On the final Maryland section, Ensign Cowall to the Mason-Dixon Line, my dad and I both miscalculated the mileage we would be doing that day. Somehow, we both interpreted that we’d only have an 8.5-mile day, a welcome shorter day after 12-ish miles the day before. Instead of the 8.5 miles we’d anticipated, we found out mid-hike that we’d actually be hiking another 12-mile day instead. We had both somehow misinterpreted the map, reading our start at a different road junction than the one we actually started at, and I was PISSED. It was definitely an unwarranted amount of anger, but that mixed with me being hangry sent me over the edge. I started rage walking onward, because what was the point in standing there when our hike suddenly increased by 3.5 miles. After about two miles, we approached what appeared to be an overlook, and I realized the trail knew exactly what I needed.
I wasn’t sure if the overlook was worth the scramble up the graffitied rocks, but something pulled me to the colorful rocky outcropping. I dropped my pack, propped my trekking poles on a log, and started scrambling. At the top, I was amazed at the sweeping views of the Maryland countryside and rolling hills that I call home. It was gorgeous, and exactly what I needed to power myself through the final remaining miles. I was immediately humbled again by the steep rocky descent down the mountain, but I think I learned a valuable lesson. The trail is going to beat me down, I’m going to be a baby about it sometimes, but it’s going to provide when I need it the most. I’ve always read that the trail is going to give you your highest highs and lowest lows, and although my experience was on a minor, day-hike scale, I think I’m starting to see how true this statement will be. And damn, crossing the Mason-Dixon Line felt really good.
Mental Training
I decided officially that I was going to attempt the AT this year in November of 2021. Something I didn’t share in my last blog post, however, is that I had actually been planning on thru-hiking in 2021. I didn’t set myself up for success in 2021 – I continued applying to jobs with the park service, keeping a “Plan B” that I knew I would automatically default to when I got scared of the trail. I also didn’t factor in the continuation of the pandemic. In mid-January 2021, with no vaccine in sight, I decided to call off my thru-hike and pursue a seasonal position back at Sequoia National Park. It was comfortable, I knew most of my park friends would be returning, and I honestly was worried about getting major FOMO.
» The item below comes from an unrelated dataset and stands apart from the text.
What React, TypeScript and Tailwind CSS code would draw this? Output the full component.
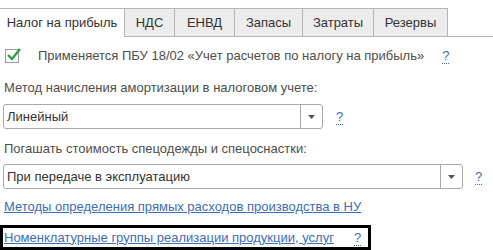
import React from "react";

const Q = () => (
  <span className="text-[#3c6db5] border-b border-dotted border-[#3c6db5] leading-[13px] text-[13px]">?</span>
);

const Select = ({ value, width }: { value: string; width: string }) => (
  <div className={`flex h-[25px] ${width} border border-[#a8a8a8] rounded-[3px] bg-white`}>
    <div className="flex-1 flex items-center pl-[3px] text-[#333333] whitespace-nowrap">{value}</div>
    <div className="w-[22px] border-l border-[#a8a8a8] flex items-center justify-center">
      <svg width="7" height="4" viewBox="0 0 7 4">
        <path d="M0 0 H7 L3.5 4 Z" fill="#555555" />
      </svg>
    </div>
  </div>
);

export default function App() {
  const tabs = [
    { t: "НДС", w: "w-[50px]" },
    { t: "ЕНВД", w: "w-[60px]" },
    { t: "Запасы", w: "w-[68px]" },
    { t: "Затраты", w: "w-[71px]" },
    { t: "Резервы", w: "w-[74px]" },
  ];
  return (
    <div
      className="w-[493px] h-[250px] bg-white overflow-hidden text-[13px] text-[#4d4d4d]"
      style={{ fontFamily: '"Liberation Sans", Arial, sans-serif' }}
    >
      {/* tabs */}
      <div className="flex items-end h-[37px]">
        <div className="w-[125px] h-[29px] border-t border-r border-[#b5b5b5] flex items-center justify-center text-[#333333] bg-white">
          Налог на прибыль
        </div>
        {tabs.map((x) => (
          <div
            key={x.t}
            className={`${x.w} h-[29px] border-t border-r border-b border-[#b5b5b5] bg-[#ececec] flex items-center justify-center text-[#333333]`}
          >
            {x.t}
          </div>
        ))}
        <div className="flex-1 h-[29px] border-b border-[#b5b5b5]" />
      </div>

      {/* checkbox row */}
      <div className="mt-[12px] h-[14px] flex items-center">
        <div className="ml-[5px] w-[14px] h-[14px] border border-[#9a9a9a] bg-white relative">
          <svg className="absolute left-[0px] top-[-3px]" width="16" height="16" viewBox="0 0 16 16">
            <path d="M2 8 L6 12 L14 2" stroke="#2ea043" strokeWidth="2.4" fill="none" />
          </svg>
        </div>
        <span className="ml-[19px] whitespace-nowrap">Применяется ПБУ 18/02 «Учет расчетов по налогу на прибыль»</span>
        <span className="ml-[18px]"><Q /></span>
      </div>

      {/* label 1 */}
      <div className="mt-[17px] h-[16px] flex items-center pl-[4px] whitespace-nowrap">
        Метод начисления амортизации в налоговом учете:
      </div>
      <div className="mt-[8px] ml-[3px] flex items-center">
        <Select value="Линейный" width="w-[320px]" />
        <span className="ml-[13px]"><Q /></span>
      </div>

      {/* label 2 */}
      <div className="mt-[12px] h-[16px] flex items-center pl-[4px] whitespace-nowrap">
        Погашать стоимость спецодежды и спецоснастки:
      </div>
      <div className="mt-[7px] ml-[3px] flex items-center">
        <Select value="При передаче в эксплуатацию" width="w-[460px]" />
        <span className="ml-[12px]"><Q /></span>
      </div>

      {/* link 1 */}
      <div className="mt-[10px] h-[16px] flex items-center pl-[4px] whitespace-nowrap">
        <span className="text-[#3c6db5] underline">Методы определения прямых расходов производства в НУ</span>
      </div>

      {/* boxed link */}
      <div className="mt-[10px] w-[371px] h-[25px] border-[3px] border-black flex items-center pl-[1px] whitespace-nowrap">
        <span className="text-[#3c6db5] underline">Номенклатурные группы реализации продукции, услуг</span>
        <span className="ml-[20px]"><Q /></span>
      </div>
    </div>
  );
}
Both the pandemic and the familiarity with seasonal employment aided in my decision to bail, but I also now realize that my anxiety bullied me into abandoning the trail. I have always struggled with anxiety and imposter syndrome, and there was a voice in the back of my head that kept lying to me about my capabilities. I have often not been kind to myself, and at the end of the day, I listened to this voice. Although I regret this decision to some extent, I truly think I am in a much better place to thru-hike than I would have been last year.
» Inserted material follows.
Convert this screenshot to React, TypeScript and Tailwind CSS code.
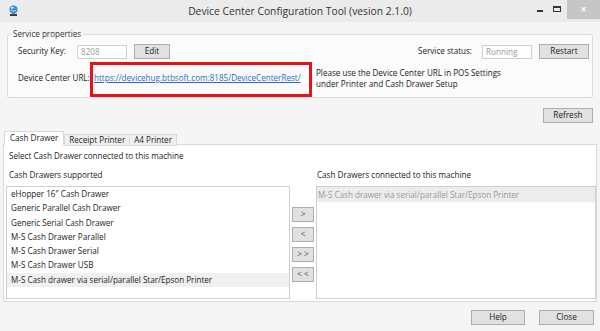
import React from "react";

const supported = [
  "eHopper 16\" Cash Drawer",
  "Generic Parallel Cash Drawer",
  "Generic Serial Cash Drawer",
  "M-S Cash Drawer Parallel",
  "M-S Cash Drawer Serial",
  "M-S Cash Drawer USB",
  "M-S Cash drawer via serial/parallel Star/Epson Printer",
];

function WinButton({ label, className = "" }: { label: string; className?: string }) {
  return (
    <button
      className={`h-[15px] bg-[#e1e1e1] border border-[#adadad] text-[#222] text-[8.2px] leading-none flex items-center justify-center ${className}`}
    >
      {label}
    </button>
  );
}

function AppIcon() {
  return (
    <svg width="11" height="12" viewBox="0 0 11 12">
      <rect x="2" y="9" width="7" height="2" fill="#3a3a3a" />
      <rect x="4.5" y="7" width="2" height="3" fill="#555" />
      <circle cx="5.5" cy="4.5" r="4" fill="#2f8fd8" />
      <path d="M3 3.5c1-1 2.5-1.2 3.5-.4M2.5 5.5c1.5.6 3.5.7 5.5 0" stroke="#bfe3ff" strokeWidth="0.9" fill="none" />
      <circle cx="4" cy="2.8" r="1" fill="#e8f5ff" />
    </svg>
  );
}

export default function App() {
  return (
    <div
      className="w-[600px] h-[331px] overflow-hidden flex flex-col bg-[#f5f5f5] text-[#222] text-[8.1px]"
      style={{ fontFamily: '"Open Sans", "Noto Sans", sans-serif' }}
    >
      {/* title bar */}
      <div className="h-[22px] shrink-0 bg-[#ebebeb] grid grid-cols-[1fr_auto_1fr]">
        <div className="pl-[8px] pt-[5px]">
          <AppIcon />
        </div>
        <div className="text-[10.3px] text-[#333] leading-[23px]">Device Center Configuration Tool (vesion 2.1.0)</div>
        <div className="flex justify-end items-start">
          <div className="w-[16px] h-[19px] flex items-center justify-center">
            <div className="w-[6px] h-[2px] bg-[#333] mt-[3px]" />
          </div>
          <div className="w-[18px] h-[19px] flex items-center justify-center">
            <div className="w-[8px] h-[6px] border border-[#333] border-t-2 -mt-[2px]" />
          </div>
          <div className="w-[33px] h-[19px] ml-[1px] bg-[#c6c6c6] flex items-center justify-center text-white text-[10px] font-bold">
            ×
          </div>
        </div>
      </div>

      <div className="flex-1 flex flex-col px-[3px]">
        {/* service properties */}
        <fieldset className="mt-[6px] mx-[4px] border border-[#dcdcdc] rounded-[2px] bg-[#fbfbfb]">
          <legend className="ml-[3px] px-[2px] leading-[12px] text-[#333]">Service properties</legend>
          <div className="relative pt-[4px] pb-[8px] pl-[10px] pr-[3px]">
            <div className="flex items-center h-[15px]">
              <span className="w-[59px]">Security Key:</span>
              <div className="w-[50px] h-[14px] border border-[#cfcfcf] bg-white text-[#9a9a9a] pl-[3px] leading-[12px]">8208</div>
              <WinButton label="Edit" className="w-[36px] ml-[7px]" />
              <div className="flex-1" />
              <span className="mr-[10px]">Service status:</span>
              <div className="w-[50px] h-[14px] border border-[#cfcfcf] bg-white text-[#9a9a9a] pl-[3px] leading-[12px]">Running</div>
              <WinButton label="Restart" className="w-[50px] ml-[7px]" />
            </div>
            <div className="flex items-center h-[22px] mt-[8px]">
              <span className="w-[76px]">Device Center URL:</span>
              <a className="text-[#2a6ac8] underline w-[222px]">https://devicehug.btbsoft.com:8185/DeviceCenterRest/</a>
              <div className="leading-[11px]">
                <div>Please use the Device Center URL in POS Settings</div>
                <div>under Printer and Cash Drawer Setup</div>
              </div>
            </div>
            <div className="absolute left-[82px] top-[22px] w-[222px] h-[35px] border-[3px] border-[#e3131b]" />
          </div>
        </fieldset>

        <div className="flex justify-end mt-[10px] mr-[4px]">
          <WinButton label="Refresh" className="w-[50px]" />
        </div>

        {/* tabs */}
        <div className="flex items-end h-[14px] mt-[8px] ml-[1px] relative z-10">
          <div className="h-[14px] px-[5px] bg-white border border-b-0 border-[#d9d9d9] leading-[12px]">Cash Drawer</div>
          <div className="h-[12px] px-[4px] bg-[#efefef] border border-[#d9d9d9] leading-[10px] mb-[-1px]">Receipt Printer</div>
          <div className="h-[12px] px-[4px] bg-[#efefef] border border-l-0 border-[#d9d9d9] leading-[10px] mb-[-1px]">A4 Printer</div>
        </div>
        <div className="-mt-px h-[158px] border border-[#d9d9d9] bg-white flex flex-col">
          <div className="pl-[5px] pt-[5px] leading-[12px]">Select Cash Drawer connected to this machine</div>
          <div className="flex mt-[7px] pl-[2px]">
            <div className="flex flex-col w-[284px]">
              <div className="pl-[3px] leading-[12px]">Cash Drawers supported</div>
              <div className="mt-[5px] h-[113px] border border-[#cfcfcf] bg-white">
                {supported.map((s, i) => (
                  <div
                    key={s}
                    className={`h-[14.3px] leading-[14.3px] pl-[4px] ${i === supported.length - 1 ? "bg-[#f0f0f0]" : ""}`}
                  >
                    {s}
                  </div>
                ))}
              </div>
            </div>
            <div className="flex flex-col gap-[5px] pt-[38px] ml-[2px] w-[22px]">
              <WinButton label=">" className="w-[22px] h-[14px] text-[7px] text-[#555]" />
              <WinButton label="<" className="w-[22px] h-[14px] text-[7px] text-[#555]" />
              <WinButton label="> >" className="w-[22px] h-[14px] text-[7px] text-[#555]" />
              <WinButton label="< <" className="w-[22px] h-[14px] text-[7px] text-[#555]" />
            </div>
            <div className="flex flex-col ml-[2px] flex-1">
              <div className="pl-[1px] leading-[12px]">Cash Drawers connected to this machine</div>
              <div className="mt-[5px] h-[113px] border border-[#cfcfcf] bg-white">
                <div className="h-[15px] leading-[15px] pl-[1px] bg-[#ececec] text-[#9a9a9a]">
                  M-S Cash drawer via serial/parallel Star/Epson Printer
                </div>
              </div>
            </div>
          </div>
        </div>

        <div className="flex justify-end gap-[14px] mt-[8px] mr-[3px]">
          <WinButton label="Help" className="w-[54px]" />
          <WinButton label="Close" className="w-[55px]" />
        </div>
      </div>
    </div>
  );
}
Given this context, I know that my biggest struggle on the trail will not be physical, but mental. I have been practicing all kinds of tactics to combat the mental challenge, my favorite so far being mantra repetition. Through short, simple affirmations, I am able to trick my brain into thinking I’m confident and having fun when I’m actually struggling. Even with these tools, I know true mental strength will form with more time on trail. As I continue completing my goals in spite of my anxieties, I am gaining more and more confidence in myself and my abilities.
One of the reasons why I’m thru-hiking is to prove to myself that I can mentally and physically do hard things, and through my training so far, I have realized just the beginning of what that might entail. I’m excited to learn what the Appalachian Trail has to teach me, and am excitedly/anxiously counting down the final few days until Springer!